1- Eleanor Rigby, by Douglas Coupland. I read 20-something pages on the bus bound home, and it's really in the pop, sarcastic tone. It's about a lonely woman, her musings on loneliness, and her something marvelous sending her life into a higher orbit: the re-discovery of a long lost son. GG sent it to me by mail all the way from Victoria. He really crunches books like that. There was "Varieties of Romantic Experiences" by Cohen, which he gave me in mid-January the last time he came to Montreal. We love to commiserate on, how do you put it, the wilting of romantic pursuits.

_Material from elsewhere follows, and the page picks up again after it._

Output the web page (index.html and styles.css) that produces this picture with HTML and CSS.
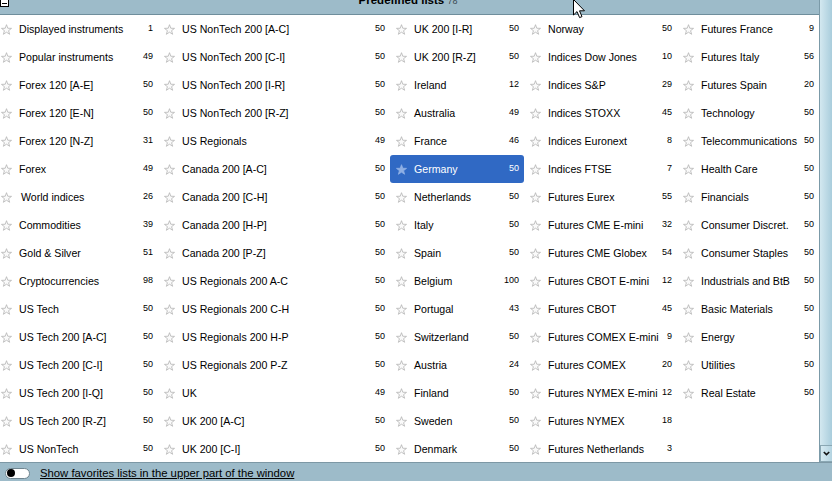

2- Les Fleurs du Mal, par Charles Beaudelaire. Ha-ha, really.I started reading Le Spleen de Paris first. There is something so appealing in what's writing, and not at all undecipherable academic stuff from other French authors of the 19th century who we studied and overstudied at school. I'm one of those students who remember that Baudelaire was gay with some other author (he was bi, in fact), but can't recite any poem or anything.

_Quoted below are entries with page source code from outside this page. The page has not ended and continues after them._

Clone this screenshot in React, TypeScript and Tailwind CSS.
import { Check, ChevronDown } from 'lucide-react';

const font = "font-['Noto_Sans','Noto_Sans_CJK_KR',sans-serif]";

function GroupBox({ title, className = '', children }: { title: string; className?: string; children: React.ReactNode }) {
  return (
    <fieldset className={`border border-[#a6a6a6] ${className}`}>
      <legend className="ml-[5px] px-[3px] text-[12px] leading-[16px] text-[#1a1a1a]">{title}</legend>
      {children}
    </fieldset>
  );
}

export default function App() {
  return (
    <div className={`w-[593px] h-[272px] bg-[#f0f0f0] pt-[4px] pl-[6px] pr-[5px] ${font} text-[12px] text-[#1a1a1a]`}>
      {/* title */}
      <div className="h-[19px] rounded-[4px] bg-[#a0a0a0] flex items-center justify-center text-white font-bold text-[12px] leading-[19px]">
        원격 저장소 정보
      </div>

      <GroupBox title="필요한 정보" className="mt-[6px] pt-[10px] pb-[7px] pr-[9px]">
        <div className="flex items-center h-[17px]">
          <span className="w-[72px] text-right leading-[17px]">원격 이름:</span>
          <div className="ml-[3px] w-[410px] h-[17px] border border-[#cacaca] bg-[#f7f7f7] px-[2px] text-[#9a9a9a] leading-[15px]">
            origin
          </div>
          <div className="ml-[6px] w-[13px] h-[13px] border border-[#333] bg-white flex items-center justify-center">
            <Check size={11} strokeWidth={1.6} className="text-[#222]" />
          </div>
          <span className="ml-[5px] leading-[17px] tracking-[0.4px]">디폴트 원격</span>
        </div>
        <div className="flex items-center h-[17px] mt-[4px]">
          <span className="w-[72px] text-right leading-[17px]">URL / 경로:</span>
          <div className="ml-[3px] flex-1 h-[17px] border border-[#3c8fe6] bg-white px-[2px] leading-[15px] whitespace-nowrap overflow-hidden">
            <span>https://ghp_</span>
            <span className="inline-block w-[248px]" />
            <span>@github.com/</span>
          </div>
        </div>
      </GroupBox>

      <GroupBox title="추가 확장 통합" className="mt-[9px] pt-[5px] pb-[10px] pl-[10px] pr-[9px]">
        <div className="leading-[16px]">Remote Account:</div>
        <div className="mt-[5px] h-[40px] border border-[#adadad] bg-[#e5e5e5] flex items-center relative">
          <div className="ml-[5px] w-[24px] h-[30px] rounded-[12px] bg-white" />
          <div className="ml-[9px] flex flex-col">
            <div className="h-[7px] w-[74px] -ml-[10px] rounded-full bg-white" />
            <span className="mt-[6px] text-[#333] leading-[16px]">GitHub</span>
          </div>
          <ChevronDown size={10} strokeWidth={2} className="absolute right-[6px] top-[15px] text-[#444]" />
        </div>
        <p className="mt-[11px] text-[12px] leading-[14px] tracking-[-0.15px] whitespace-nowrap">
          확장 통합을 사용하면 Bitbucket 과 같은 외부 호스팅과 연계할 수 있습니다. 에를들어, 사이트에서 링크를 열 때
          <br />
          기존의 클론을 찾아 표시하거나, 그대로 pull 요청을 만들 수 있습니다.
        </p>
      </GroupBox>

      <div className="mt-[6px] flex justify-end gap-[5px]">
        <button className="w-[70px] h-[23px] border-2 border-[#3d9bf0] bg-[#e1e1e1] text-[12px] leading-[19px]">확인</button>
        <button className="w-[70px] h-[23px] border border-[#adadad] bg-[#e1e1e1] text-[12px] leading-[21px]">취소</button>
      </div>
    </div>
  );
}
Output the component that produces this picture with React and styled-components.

3- Chansons pour elle, par Paul Verlaine. This time I actually bought it along with the previous entry, but I must've borrowed it before, in the summer of '04 at the McGill lib, when I was studying Chinese, not that it had anything to do with it. I was getting other books by French authors (smut by Apollinaire - pretty entertaining shit), so this was in the same section. Also got a Lao She play from the library on that same stroll (b/c I was studying Chinese, after all :D).

4- Guns, Germs, and Steel by Jared Diamond. Most good. The origins of human civ, and why are white folks dominating the Earth, explaining in this thick best-seller.

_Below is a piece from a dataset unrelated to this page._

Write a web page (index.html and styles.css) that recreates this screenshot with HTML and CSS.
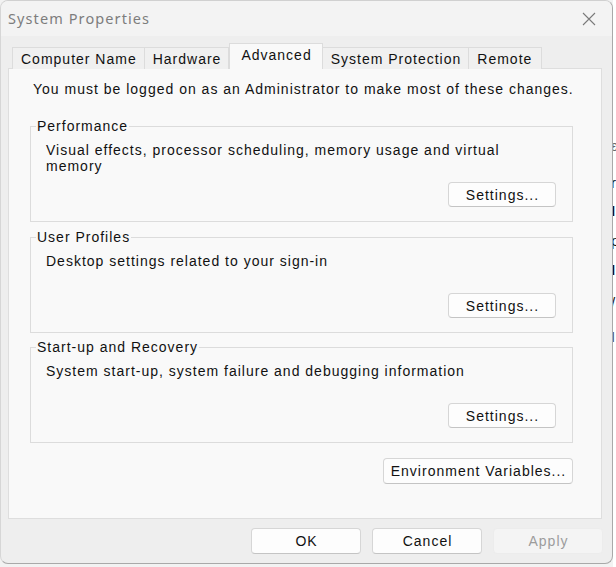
FILE: index.html
```html
<!DOCTYPE html>
<html>
<head>
<meta charset="utf-8">
<link rel="stylesheet" href="styles.css">
</head>
<body>
<div class="desktop">
  <div class="window">
    <div class="titlebar">
      <span class="title">System Properties</span>
      <svg class="close" width="14" height="14" viewBox="0 0 14 14"><path d="M1 1 L13 13 M13 1 L1 13" stroke="#7a7a7a" stroke-width="1.1" fill="none"/></svg>
    </div>
    <div class="content">
      <div class="tabs">
        <div class="tab">Computer Name</div>
        <div class="tab">Hardware</div>
        <div class="tab active">Advanced</div>
        <div class="tab">System Protection</div>
        <div class="tab">Remote</div>
      </div>
      <div class="panel">
        <p class="notice">You must be logged on as an Administrator to make most of these changes.</p>
        <fieldset class="group first">
          <legend>Performance</legend>
          <div class="group-body">
            <p class="desc">Visual effects, processor scheduling, memory usage and virtual<br>memory</p>
            <button class="btn settings">Settings...</button>
          </div>
        </fieldset>
        <fieldset class="group">
          <legend>User Profiles</legend>
          <div class="group-body">
            <p class="desc">Desktop settings related to your sign-in</p>
            <button class="btn settings">Settings...</button>
          </div>
        </fieldset>
        <fieldset class="group last">
          <legend>Start-up and Recovery</legend>
          <div class="group-body">
            <p class="desc">System start-up, system failure and debugging information</p>
            <button class="btn settings">Settings...</button>
          </div>
        </fieldset>
        <button class="btn env">Environment Variables...</button>
      </div>
      <div class="footer">
        <button class="btn dlg">OK</button>
        <button class="btn dlg">Cancel</button>
        <button class="btn dlg disabled" disabled>Apply</button>
      </div>
    </div>
  </div>
  <div class="behind">
    <span class="frag f1">ɛ</span>
    <span class="frag f2">r</span>
    <span class="frag f3">I</span>
    <span class="frag f4">p</span>
    <span class="frag f5">I</span>
    <span class="frag f6">/</span>
    <span class="frag f7">I</span>
  </div>
</div>
</body>
</html>
```

FILE: styles.css
```css
html, body {
  margin: 0;
  padding: 0;
}
body {
  background: #f2f2f2;
  font-family: "Liberation Sans", Arial, sans-serif;
  font-size: 14px;
  letter-spacing: 1px;
  color: #111;
}
.desktop {
  display: flex;
  width: 616px;
  height: 567px;
  overflow: hidden;
  align-items: flex-start;
}
.window {
  width: 613px;
  height: 564px;
  flex: 0 0 613px;
  box-sizing: border-box;
  border: 1px solid #a9a9a9;
  border-left-color: #d6d6d6;
  border-top-color: #d0d0d0;
  border-radius: 8px;
  background: #eeeeee;
  display: flex;
  flex-direction: column;
  overflow: hidden;
  position: relative;
  z-index: 1;
}
.titlebar {
  height: 35px;
  flex: 0 0 35px;
  display: flex;
  align-items: center;
  justify-content: space-between;
  padding: 0 16px 0 7px;
  background: #f3f3f3;
}
.title {
  font-family: "Noto Sans", "Open Sans", sans-serif;
  font-size: 14.5px;
  letter-spacing: 1.1px;
  color: #7d7d7d;
  margin-top: -1px;
}
.close {
  display: block;
}
.content {
  flex: 1;
  display: flex;
  flex-direction: column;
  padding: 7px 9px 0 7px;
}
.tabs {
  display: flex;
  align-items: flex-end;
  padding-left: 4px;
  height: 26px;
  margin-bottom: -1px;
  position: relative;
  z-index: 2;
}
.tab {
  height: 22px;
  line-height: 23px;
  padding: 0 7px 0 8px;
  box-sizing: border-box;
  border: 1px solid #dcdcdc;
  border-bottom: none;
  background: #f0f0f0;
  white-space: nowrap;
}
.tab + .tab {
  border-left: none;
}
.tab:last-child {
  padding-right: 9px;
}
.tab.active {
  height: 26px;
  line-height: 22px;
  background: #f9f9f9;
  padding: 0 10px 0 11px;
  border-left: 1px solid #dcdcdc;
}
.tab.active + .tab {
  border-left: none;
}
.panel {
  height: 451px;
  box-sizing: border-box;
  border: 1px solid #dedede;
  background: #f9f9f9;
  padding: 12px 28px 0 21px;
  display: flex;
  flex-direction: column;
  margin-right: 1px;
}
.notice {
  margin: 0 -10px 0 3px;
  line-height: 16px;
  white-space: nowrap;
}
.group {
  margin: 7px 0 0;
  padding: 8px 16px 14px 15px;
  border: 1px solid #dcdcdc;
  min-width: 0;
}
.group.first {
  margin-top: 21px;
}
.group.last {
  margin-top: 6px;
}
.group legend {
  margin-left: -10px;
  padding: 0 1px;
  line-height: 16px;
}
.group-body {
  height: 65px;
  display: flex;
  flex-direction: column;
}
.desc {
  margin: 0;
  line-height: 16px;
  white-space: nowrap;
}
.btn {
  font-family: "Liberation Sans", Arial, sans-serif;
  font-size: 14px;
  letter-spacing: 1px;
  color: #111;
  background: #fdfdfd;
  border: 1px solid #d6d6d6;
  border-bottom-color: #c4c4c4;
  border-radius: 4px;
  padding: 0 0 0 1px;
  box-sizing: border-box;
  cursor: default;
}
.settings {
  margin-top: auto;
  align-self: flex-end;
  width: 108px;
  height: 25px;
}
.env {
  margin-top: 15px;
  align-self: flex-end;
  width: 190px;
  height: 26px;
  margin-right: 0;
}
.footer {
  display: flex;
  justify-content: flex-end;
  gap: 11px;
  margin-top: 9px;
}
.dlg {
  width: 110px;
  height: 26px;
}
.dlg.disabled {
  background: #f4f4f4;
  border-color: #ececec;
  color: #9c9c9c;
}
.behind {
  flex: 1;
  height: 567px;
  background: #ffffff;
  position: relative;
  overflow: hidden;
  font-family: "Liberation Sans", Arial, sans-serif;
  font-size: 15px;
  letter-spacing: 0;
  color: #111;
}
.frag {
  position: absolute;
  left: -2px;
  line-height: 16px;
}
.f1 { top: 138px; color: #666; }
.f2 { top: 175px; }
.f3 { top: 203px; font-weight: bold; }
.f4 { top: 233px; }
.f5 { top: 262px; font-weight: bold; }
.f6 { top: 295px; }
.f7 { top: 329px; color: #555; }
```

5- Apache Cookbook (O'Reilly). omg, and other books from the company's bookshelf, and web. Sometimes I wish wifi was city-wide and that portable computer devices were affordable. But then no, for the same reason my father refuses to have a cellphone, even if his boss paid for it.

Extra: I should look for François Cheng. He's Chinese, but naturalized French, lived there since the end of wwii I think, and part of the Academie Francaise. My boss, a Frenchman, recommended that I get "Le Dit de Tianyi", which is a love story with the events of the Mao era in background, and basically a lesson of history for the uninitiated. I know a bit on the Cultural Revolution beyond its neutral-sounding name (in Quebec, we had a "Tranquil Revolution", around those few years), but I can afford to know a bit more. Coming from a French Chinese? ... would be intriguing.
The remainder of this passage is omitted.